While it’ll be impossible for you to experience most of the effects of Rett for yourself, this is one you can try right now wherever you’re reading this!

It’s as simple as holding your breath until you almost pass out or hyperventilating until you’re dizzy. Then imagine that you do this once every minute while you’re at work or at school and ask yourself: could I learn this way?

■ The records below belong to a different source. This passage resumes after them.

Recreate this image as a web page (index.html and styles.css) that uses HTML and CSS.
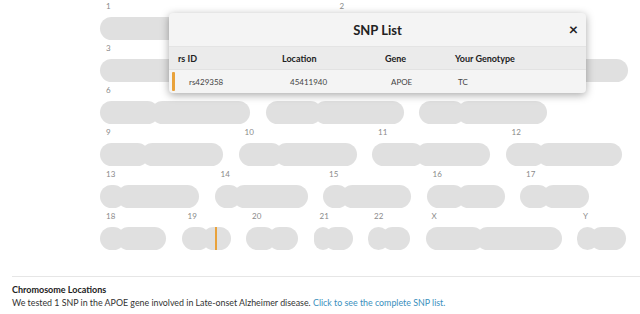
FILE: index.html
```html
<!doctype html>
<html lang="en">
  <head>
    <meta charset="UTF-8" />
    <meta name="viewport" content="width=device-width, initial-scale=1.0" />
    <title>Chromosome Locations</title>
    <link rel="stylesheet" href="styles.css">
  </head>
  <body>
    <div id="karyotype">
      <div class="chrom-row">
        <div class="chrom"><span class="chrom-label">1</span><div class="chrom-bar"><span class="arm" style="--w:113px"></span><span class="arm q" style="--w:113px"></span></div></div>
        <div class="chrom"><span class="chrom-label">2</span><div class="chrom-bar"><span class="arm" style="--w:85px"></span><span class="arm q" style="--w:135px"></span></div></div>
      </div>
      <div class="chrom-row">
        <div class="chrom"><span class="chrom-label">3</span><div class="chrom-bar"><span class="arm" style="--w:84px"></span><span class="arm q" style="--w:97px"></span></div></div>
        <div class="chrom"><span class="chrom-label">4</span><div class="chrom-bar"><span class="arm" style="--w:49px"></span><span class="arm q" style="--w:125px"></span></div></div>
        <div class="chrom"><span class="chrom-label">5</span><div class="chrom-bar"><span class="arm" style="--w:47px"></span><span class="arm q" style="--w:119px"></span></div></div>
      </div>
      <div class="chrom-row">
        <div class="chrom"><span class="chrom-label">6</span><div class="chrom-bar"><span class="arm" style="--w:59px"></span><span class="arm q" style="--w:99px"></span></div></div>
        <div class="chrom"><span class="chrom-label">7</span><div class="chrom-bar"><span class="arm" style="--w:56px"></span><span class="arm q" style="--w:90px"></span></div></div>
        <div class="chrom"><span class="chrom-label">8</span><div class="chrom-bar"><span class="arm" style="--w:46px"></span><span class="arm q" style="--w:90px"></span></div></div>
      </div>
      <div class="chrom-row">
        <div class="chrom"><span class="chrom-label">9</span><div class="chrom-bar"><span class="arm" style="--w:49px"></span><span class="arm q" style="--w:82px"></span></div></div>
        <div class="chrom"><span class="chrom-label">10</span><div class="chrom-bar"><span class="arm" style="--w:44px"></span><span class="arm q" style="--w:82px"></span></div></div>
        <div class="chrom"><span class="chrom-label">11</span><div class="chrom-bar"><span class="arm" style="--w:52px"></span><span class="arm q" style="--w:74px"></span></div></div>
        <div class="chrom"><span class="chrom-label">12</span><div class="chrom-bar"><span class="arm" style="--w:39px"></span><span class="arm q" style="--w:85px"></span></div></div>
      </div>
      <div class="chrom-row">
        <div class="chrom"><span class="chrom-label">13</span><div class="chrom-bar"><span class="arm" style="--w:25px"></span><span class="arm q" style="--w:82px"></span></div></div>
        <div class="chrom"><span class="chrom-label">14</span><div class="chrom-bar"><span class="arm" style="--w:26px"></span><span class="arm q" style="--w:75px"></span></div></div>
        <div class="chrom"><span class="chrom-label">15</span><div class="chrom-bar"><span class="arm" style="--w:26px"></span><span class="arm q" style="--w:70px"></span></div></div>
        <div class="chrom"><span class="chrom-label">16</span><div class="chrom-bar"><span class="arm" style="--w:38px"></span><span class="arm q" style="--w:48px"></span></div></div>
        <div class="chrom"><span class="chrom-label">17</span><div class="chrom-bar"><span class="arm" style="--w:30px"></span><span class="arm q" style="--w:47px"></span></div></div>
      </div>
      <div class="chrom-row">
        <div class="chrom"><span class="chrom-label">18</span><div class="chrom-bar"><span class="arm" style="--w:25px"></span><span class="arm q" style="--w:49px"></span></div></div>
        <div class="chrom"><span class="chrom-label">19</span><div class="chrom-bar"><span class="arm" style="--w:28px"></span><span class="arm q" style="--w:29px"></span><span class="snp-mark" style="left:33px"></span></div></div>
        <div class="chrom"><span class="chrom-label">20</span><div class="chrom-bar"><span class="arm" style="--w:30px"></span><span class="arm q" style="--w:30px"></span></div></div>
        <div class="chrom"><span class="chrom-label">21</span><div class="chrom-bar"><span class="arm" style="--w:18px"></span><span class="arm q" style="--w:29px"></span></div></div>
        <div class="chrom"><span class="chrom-label">22</span><div class="chrom-bar"><span class="arm" style="--w:21px"></span><span class="arm q" style="--w:29px"></span></div></div>
        <div class="chrom"><span class="chrom-label">X</span><div class="chrom-bar"><span class="arm" style="--w:58px"></span><span class="arm q" style="--w:86px"></span></div></div>
        <div class="chrom"><span class="chrom-label">Y</span><div class="chrom-bar"><span class="arm" style="--w:21px"></span><span class="arm q" style="--w:36px"></span></div></div>
      </div>
    </div>

    <div id="snp-modal">
      <div class="modal-header">
        <h3>SNP List</h3>
        <span class="modal-close">&times;</span>
      </div>
      <div class="snp-row snp-head">
        <span>rs ID</span>
        <span>Location</span>
        <span>Gene</span>
        <span>Your Genotype</span>
      </div>
      <div class="snp-row snp-data">
        <span class="snp-flag"></span>
        <span class="cell-rsid">rs429358</span>
        <span class="cell-loc">45411940</span>
        <span class="cell-gene">APOE</span>
        <span class="cell-geno">TC</span>
      </div>
    </div>

    <div id="summary">
      <h4>Chromosome Locations</h4>
      <p>We tested 1 SNP in the APOE gene involved in Late-onset Alzheimer disease. <a href="#">Click to see the complete SNP list.</a></p>
    </div>
  </body>
</html>
```

FILE: styles.css
```css
body {
  margin: 0;
  padding: 0;
  font-family: 'Lato', 'Open Sans', sans-serif;
  background: #fff;
  color: #333;
  position: relative;
  overflow: hidden;
}

#karyotype {
  padding: 1px 0 0 100px;
  display: flex;
  flex-direction: column;
  gap: 3px;
}

.chrom-row {
  display: flex;
  gap: 15.5px;
}

.chrom {
  display: flex;
  flex-direction: column;
}

.chrom-label {
  font-size: 8px;
  line-height: 11px;
  height: 11px;
  color: #8a8a8a;
  padding-left: 6px;
  margin-bottom: 5px;
}

.chrom-bar {
  position: relative;
  display: flex;
  height: 23px;
}

.arm {
  width: var(--w);
  height: 23px;
  border-radius: 11.5px;
  background: #e0e0e0;
  flex: none;
}

.arm.q {
  margin-left: -8px;
}

.snp-mark {
  position: absolute;
  top: 0;
  width: 2px;
  height: 23px;
  background: #e9a23b;
}

#snp-modal {
  position: absolute;
  top: 13px;
  left: 169px;
  width: 417px;
  height: 80px;
  background: #f4f4f4;
  border-radius: 4px;
  box-shadow: 0 2px 9px rgba(0, 0, 0, 0.35);
  overflow: hidden;
}

.modal-header {
  height: 33px;
  display: flex;
  align-items: center;
  justify-content: center;
  position: relative;
}

.modal-header h3 {
  margin: 0;
  font-size: 13px;
  font-weight: bold;
  color: #222;
  padding-top: 1px;
}

.modal-close {
  position: absolute;
  right: 8px;
  top: 8px;
  font-size: 16px;
  line-height: 16px;
  font-weight: bold;
  color: #222;
}

.snp-row {
  display: grid;
  grid-template-columns: 104px 103px 70px 1fr;
  align-items: center;
  padding-left: 9px;
  font-size: 8px;
}

.snp-head {
  height: 24px;
  background: #ebebeb;
  border-top: 1px solid #e4e4e4;
  border-bottom: 1px solid #e2e2e2;
  box-sizing: border-box;
  font-size: 9px;
  font-weight: bold;
  color: #222;
}

.snp-data {
  height: 23px;
  position: relative;
  color: #444;
}

.snp-flag {
  position: absolute;
  left: 3px;
  top: 2px;
  width: 3px;
  height: 19px;
  background: #e9a23b;
  border-radius: 1px;
}

.cell-rsid { padding-left: 11px; }
.cell-loc { padding-left: 8px; }
.cell-gene { padding-left: 6px; }
.cell-geno { padding-left: 3px; }

#summary {
  margin: 26px 0 0 12px;
  border-top: 1px solid #e6e6e6;
  padding-top: 7px;
}

#summary h4 {
  margin: 0;
  font-size: 9px;
  line-height: 12px;
  font-weight: bold;
  color: #222;
}

#summary p {
  margin: 1px 0 0 0;
  font-size: 8.85px;
  line-height: 12px;
  color: #333;
}

#summary a {
  color: #3a8fbd;
  text-decoration: none;
}
```
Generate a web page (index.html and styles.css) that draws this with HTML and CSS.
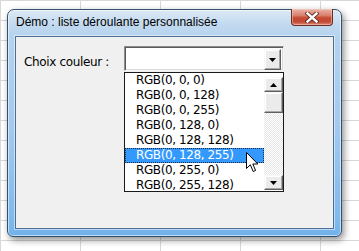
FILE: index.html
```html
<!DOCTYPE html>
<html lang="fr">
<head>
<meta charset="utf-8">
<title>Démo : liste déroulante personnalisée</title>
<link rel="stylesheet" href="styles.css">
</head>
<body>
<div class="screen">
  <div class="window">
    <div class="titlebar">
      <span class="title">Démo : liste déroulante personnalisée</span>
      <div class="close">
        <svg width="14" height="11" viewBox="0 0 14 11">
          <path d="M2.5 1.5 L11.5 9.5 M11.5 1.5 L2.5 9.5" stroke="#5a2a20" stroke-width="4.2" stroke-linecap="square" fill="none"/>
          <path d="M2.5 1.5 L11.5 9.5 M11.5 1.5 L2.5 9.5" stroke="#ffffff" stroke-width="2.4" stroke-linecap="square" fill="none"/>
        </svg>
      </div>
    </div>
    <div class="client">
      <div class="row">
        <span class="label">Choix couleur :</span>
        <div class="combo-wrap">
          <div class="combo">
            <div class="combo-text"></div>
            <div class="btn drop-btn">
              <svg width="7" height="4" viewBox="0 0 7 4"><path d="M0 0 H7 L3.5 4 Z" fill="#000"/></svg>
            </div>
          </div>
          <div class="list">
            <ul class="items">
              <li class="item">RGB(0, 0, 0)</li>
              <li class="item">RGB(0, 0, 128)</li>
              <li class="item">RGB(0, 0, 255)</li>
              <li class="item">RGB(0, 128, 0)</li>
              <li class="item">RGB(0, 128, 128)</li>
              <li class="item selected">RGB(0, 128, 255)</li>
              <li class="item">RGB(0, 255, 0)</li>
              <li class="item">RGB(0, 255, 128)</li>
            </ul>
            <div class="scrollbar">
              <div class="btn sb-btn">
                <svg width="7" height="4" viewBox="0 0 7 4"><path d="M0 4 H7 L3.5 0 Z" fill="#000"/></svg>
              </div>
              <div class="btn thumb"></div>
              <div class="track"></div>
              <div class="btn sb-btn">
                <svg width="7" height="4" viewBox="0 0 7 4"><path d="M0 0 H7 L3.5 4 Z" fill="#000"/></svg>
              </div>
            </div>
          </div>
        </div>
      </div>
    </div>
  </div>
  <svg class="cursor" width="13" height="21" viewBox="0 0 13 21">
    <path d="M0.5 0.5 L0.5 16.5 L4.3 12.8 L7.2 19.5 L9.6 18.5 L6.8 12 L11.8 12 Z" fill="#fff" stroke="#000" stroke-width="1" stroke-linejoin="miter"/>
  </svg>
</div>
</body>
</html>
```

FILE: styles.css
```css
html, body {
  margin: 0;
  padding: 0;
}

body {
  width: 359px;
  height: 251px;
  overflow: hidden;
  background: #ffffff;
}

.screen {
  position: relative;
  width: 359px;
  height: 251px;
  box-sizing: border-box;
  padding: 9px 0 0 7px;
  background-color: #ffffff;
  background-image:
    linear-gradient(to right, #d8d8d8 1px, transparent 1px),
    linear-gradient(to bottom, #d8d8d8 1px, transparent 1px);
  background-size: 80px 100%, 100% 20px;
}

.window {
  width: 335px;
  height: 228px;
  box-sizing: border-box;
  border: 1px solid #34506e;
  border-radius: 7px 7px 6px 6px;
  background: linear-gradient(to bottom, #dce9f5 0px, #c3daf0 14px, #b4d2ee 27px, #a2c9ee 120px, #7db8ec 215px, #6eaeea 228px);
  box-shadow: 2px 3px 7px rgba(0, 0, 0, 0.45), inset 0 0 0 1px rgba(255, 255, 255, 0.55);
  padding: 0 7px 7px 7px;
  display: flex;
  flex-direction: column;
}

.titlebar {
  height: 26px;
  display: flex;
  align-items: flex-start;
}

.title {
  font-family: "Liberation Sans", Arial, sans-serif;
  font-size: 12px;
  line-height: 14px;
  color: #000;
  margin-top: 5px;
  padding-left: 1px;
  white-space: nowrap;
}

.close {
  margin-left: auto;
  margin-right: 1px;
  margin-top: -1px;
  width: 42px;
  height: 17px;
  box-sizing: border-box;
  border: 1px solid #6a2e24;
  border-top: none;
  border-radius: 0 0 4px 4px;
  background: linear-gradient(to bottom, #eab3a6 0%, #d8806e 40%, #c54a33 55%, #c24a34 80%, #dc8b78 100%);
  box-shadow: inset 0 0 0 1px rgba(255, 220, 210, 0.45);
  display: flex;
  align-items: center;
  justify-content: center;
}

.client {
  flex: 1;
  background: #f0f0f0;
  border: 1px solid #4d6f94;
  box-shadow: 0 0 0 1px rgba(255, 255, 255, 0.5);
  padding: 9px 0 0 8px;
}

.row {
  display: flex;
  align-items: flex-start;
}

.label {
  width: 100px;
  margin-top: 9px;
  font-family: "DejaVu Sans", Verdana, sans-serif;
  font-size: 12px;
  letter-spacing: -0.35px;
  line-height: 15px;
  color: #000;
  white-space: nowrap;
}

.combo-wrap {
  width: 160px;
  display: flex;
  flex-direction: column;
}

.combo {
  height: 25px;
  box-sizing: border-box;
  background: #fff;
  border-top: 1px solid #8c8c8c;
  border-left: 1px solid #8c8c8c;
  border-right: 1px solid #f4f4f4;
  border-bottom: 1px solid #f4f4f4;
  box-shadow: inset 1px 1px 0 #5a5a5a, inset -1px -1px 0 #dcdcdc;
  display: flex;
  justify-content: flex-end;
  padding: 2px 2px 2px 0;
}

.combo-text {
  flex: 1;
}

.btn {
  box-sizing: border-box;
  background: #ebebeb;
  border-top: 1px solid #f8f8f8;
  border-left: 1px solid #f8f8f8;
  border-right: 1px solid #5e5e5e;
  border-bottom: 1px solid #5e5e5e;
  box-shadow: inset -1px -1px 0 #a8a8a8, inset 1px 1px 0 #ffffff;
  display: flex;
  align-items: center;
  justify-content: center;
}

.drop-btn {
  width: 17px;
  height: 21px;
}

.list {
  margin-top: 1px;
  height: 120px;
  box-sizing: border-box;
  border: 1px solid #1a1a1a;
  background: #fff;
  display: flex;
  overflow: hidden;
}

.items {
  list-style: none;
  margin: 0;
  padding: 0;
  flex: 1;
}

.item {
  height: 15px;
  box-sizing: border-box;
  padding-left: 11px;
  font-family: "DejaVu Sans", Verdana, sans-serif;
  font-size: 12px;
  letter-spacing: -0.4px;
  line-height: 15px;
  color: #000;
  white-space: nowrap;
}

.item.selected {
  background: #3399ff;
  color: #ffffff;
  outline: 1px dotted #1c2a40;
  outline-offset: -1px;
}

.scrollbar {
  width: 19px;
  display: flex;
  flex-direction: column;
  margin-top: 4px;
  margin-bottom: 1px;
}

.sb-btn {
  height: 15px;
}

.thumb {
  height: 21px;
}

.track {
  flex: 1;
  background-color: #f6f6f6;
  background-image: repeating-conic-gradient(#ffffff 0 25%, #e6e6e6 0 50%);
  background-size: 2px 2px;
}

.cursor {
  position: absolute;
  left: 246px;
  top: 152px;
}
```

In terms of my daughter Grace, I think about it this way:

You might think someone who doesn’t know the dangers of touching a hot stove or running into oncoming traffic is stupid, unlearned or intellectually disadvantaged. Grace doesn’t know those things. But not because she can’t learn about hot stoves or moving vehicles. It’s just because she’s never had to learn those things due to her disability. There’s a lot Grace will never know about the world. Does she know what color her hair is? I have no idea. Does she know that she has 10 toes? Again…NO IDEA. Does that mean she’s learning disabled? No. If she doesn’t know those things it’s because looking in the mirror isn’t a part of her daily life and, frankly…I’m not so sure we’ve ever told her how many toes she has. Or what toes are. It hasn’t really come up.

But does she know she’s about to have a seizure? Yes. Does she calm down when she sees me filling her feed bag because she knows that’s about to be pumped into her hungry tummy? Yup. Does she know her morning routine and what’s coming next? Yes. Can she anticipate I’m about to take off her shirt and lift her head to help me? Yes. She learned those things because they’re a part of her life. She retains that info and displays that she has learned it.

Now that you know about apraxia, you can become more aware of how it affects your loved one with Rett syndrome and help the professionals in her life to better understand the difference between being cognitively disabled and just having a really hard time with motor planning. In short, Rett syndrome (I imagine) is like living inside a runaway train so be patient and give her a good long time to perform tasks (like saying hello). You’ll be surprised what might happen if you wait for 30 seconds for her to respond!